Lilith Writers Make News

Alice Sparberg Alexiou, a Lilith contributing editor, has just published Jane Jacobs: Urban Visionary, exploring the life and work of the self-taught urban theorist, whose trailblazing Death and Life of Great American Cities (Rutgers University Press, 2006) has been a classic for over four decades. Jacobs died in April, a few months before the book’s U.S. publication.

Tamara Fishman, a former Lilith intern who’s now a singer/songwriter, has just released a new CD, “The Hunger and the Silence,” on which she sings, plays the guitar and waxes poetic. Her appealing mix of folk, soul and blues was described as “classic” and “timeless” by East-Village.com and she was one of the Spring Artists-in- Residence at the Makor/Steinhardt Center of the 92nd Street Y. Find out more at www.tamarubi.com.

Lilith fiction editor Yona Zeldis McDonough has won the Once Upon a World Children’s Book Award for The Doll with the Yellow Star (Henry Holt, 2005). Created by the Simon Wiesenthal Center, the prize is awarded to children’s books “which deal with issues of tolerance, diversity, human understanding and social justice, thus inspiring a young reader to promote positive change in the world.”

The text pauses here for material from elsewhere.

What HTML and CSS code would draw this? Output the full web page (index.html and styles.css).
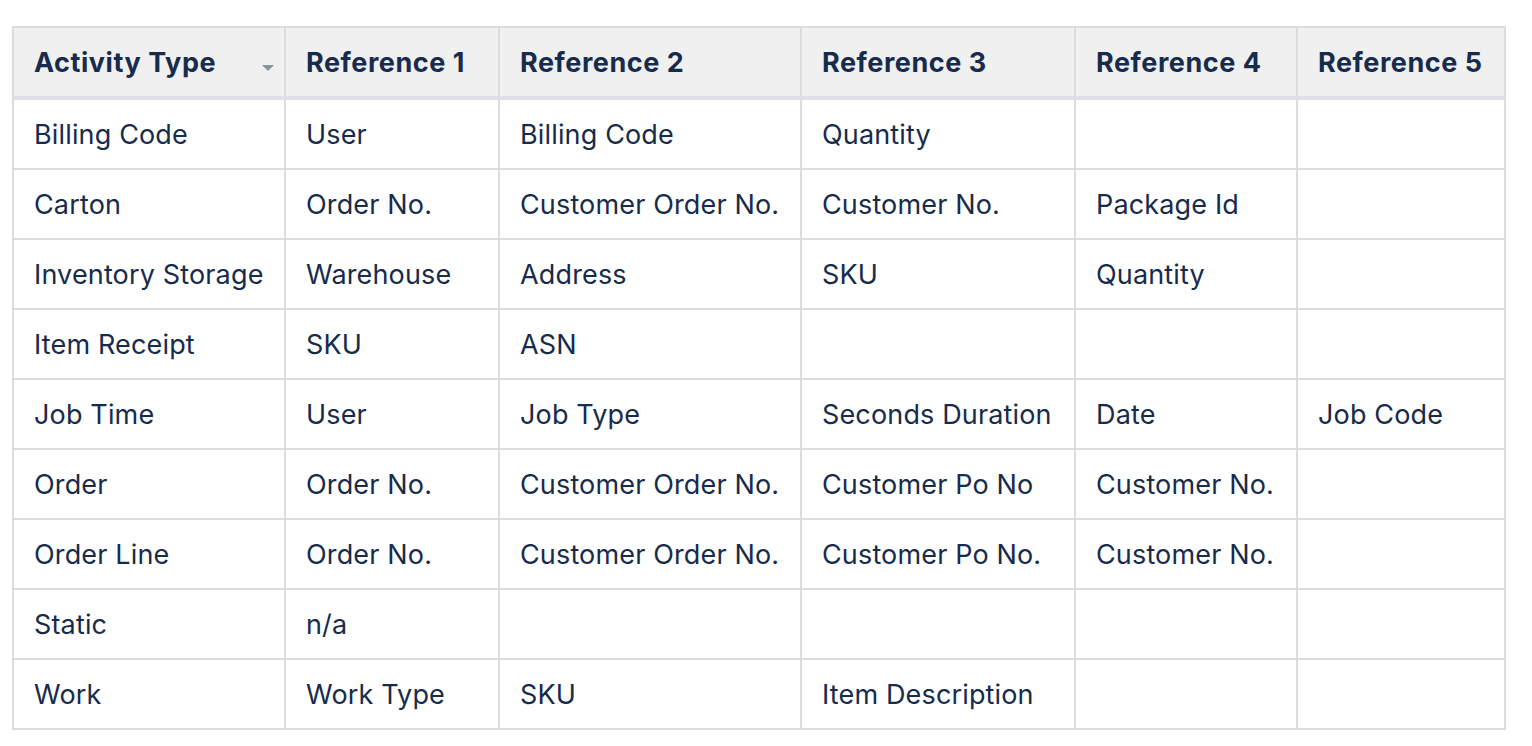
FILE: index.html
```html
<!DOCTYPE html>
<html lang="en">
<head>
<meta charset="utf-8">
<title>Activity Types</title>
<link rel="stylesheet" href="styles.css">
</head>
<body>
<div class="wrap">
<table class="grid">
  <thead>
    <tr>
      <th class="c1"><div class="sortable"><span>Activity Type</span><span class="sort-arrow"></span></div></th>
      <th class="c2">Reference 1</th>
      <th class="c3">Reference 2</th>
      <th class="c4">Reference 3</th>
      <th class="c5">Reference 4</th>
      <th class="c6">Reference 5</th>
    </tr>
  </thead>
  <tbody>
    <tr><td>Billing Code</td><td>User</td><td>Billing Code</td><td>Quantity</td><td></td><td></td></tr>
    <tr><td>Carton</td><td>Order No.</td><td>Customer Order No.</td><td>Customer No.</td><td>Package Id</td><td></td></tr>
    <tr><td>Inventory Storage</td><td>Warehouse</td><td>Address</td><td>SKU</td><td>Quantity</td><td></td></tr>
    <tr><td>Item Receipt</td><td>SKU</td><td>ASN</td><td></td><td></td><td></td></tr>
    <tr><td>Job Time</td><td>User</td><td>Job Type</td><td>Seconds Duration</td><td>Date</td><td>Job Code</td></tr>
    <tr><td>Order</td><td>Order No.</td><td>Customer Order No.</td><td>Customer Po No</td><td>Customer No.</td><td></td></tr>
    <tr><td>Order Line</td><td>Order No.</td><td>Customer Order No.</td><td>Customer Po No.</td><td>Customer No.</td><td></td></tr>
    <tr><td>Static</td><td>n/a</td><td></td><td></td><td></td><td></td></tr>
    <tr><td>Work</td><td>Work Type</td><td>SKU</td><td>Item Description</td><td></td><td></td></tr>
  </tbody>
</table>
</div>
</body>
</html>
```
FILE: styles.css
```css
html, body {
  margin: 0;
  padding: 0;
  background: #ffffff;
}
body {
  font-family: Inter, "Noto Sans", "Liberation Sans", sans-serif;
  color: #172b4d;
}
.wrap {
  padding: 26px 0 0 12px;
}
.grid {
  box-sizing: border-box;
  width: 1494px;
  table-layout: fixed;
  border-collapse: separate;
  border-spacing: 0;
  border-left: 2px solid #dcdcdd;
  border-top: 2px solid #dcdcdd;
  box-shadow: 0 2px 0 #e0e0e5;
}
.grid th,
.grid td {
  box-sizing: border-box;
  height: 70px;
  padding: 15px 20px 13px;
  border-right: 2px solid #dcdcdd;
  border-bottom: 2px solid #dcdcdd;
  font-size: 27px;
  line-height: 40px;
  letter-spacing: 0.15px;
  text-align: left;
  vertical-align: top;
  white-space: nowrap;
  overflow: hidden;
}
.grid th {
  height: 72px;
  background: #f0f0f1;
  font-weight: 700;
  letter-spacing: 0.55px;
  border-bottom: 4px solid #e0e0e6;
}
.grid td {
  font-weight: 400;
}
.c1 { width: 272px; }
.c2 { width: 214px; }
.c3 { width: 302px; }
.c4 { width: 274px; }
.c5 { width: 222px; }
.c6 { width: 208px; }
.sortable {
  display: flex;
  align-items: center;
  justify-content: space-between;
  margin-right: -10px;
}
.sort-arrow {
  width: 0;
  height: 0;
  margin-top: 10px;
  border-left: 6px solid transparent;
  border-right: 6px solid transparent;
  border-top: 6px solid #8a919e;
}
```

The Doll with the Yellow Star is the story of eight-year-old Claudine and her beloved doll, Violette. The inspiration for the book, McDonough says, was a Lilith article by Susan Schnur, “Badges of Shame” (Fall 1989), based on interviews with the real-life Claudine, Trudie Strobel. McDonough’s book is dedicated to Schnur.

Shirim: A Jewish Poetry Journal, focused a recent issue on the poetry of Myra Sklarew, former Lilith poetry editor and judge of Lilith’s 2006 Charlotte Newberger Poetry Competition. Shirim editor Marc Dworkin writes that these poems “inform us how necessary it is…to live through the eyes of those who have come before”.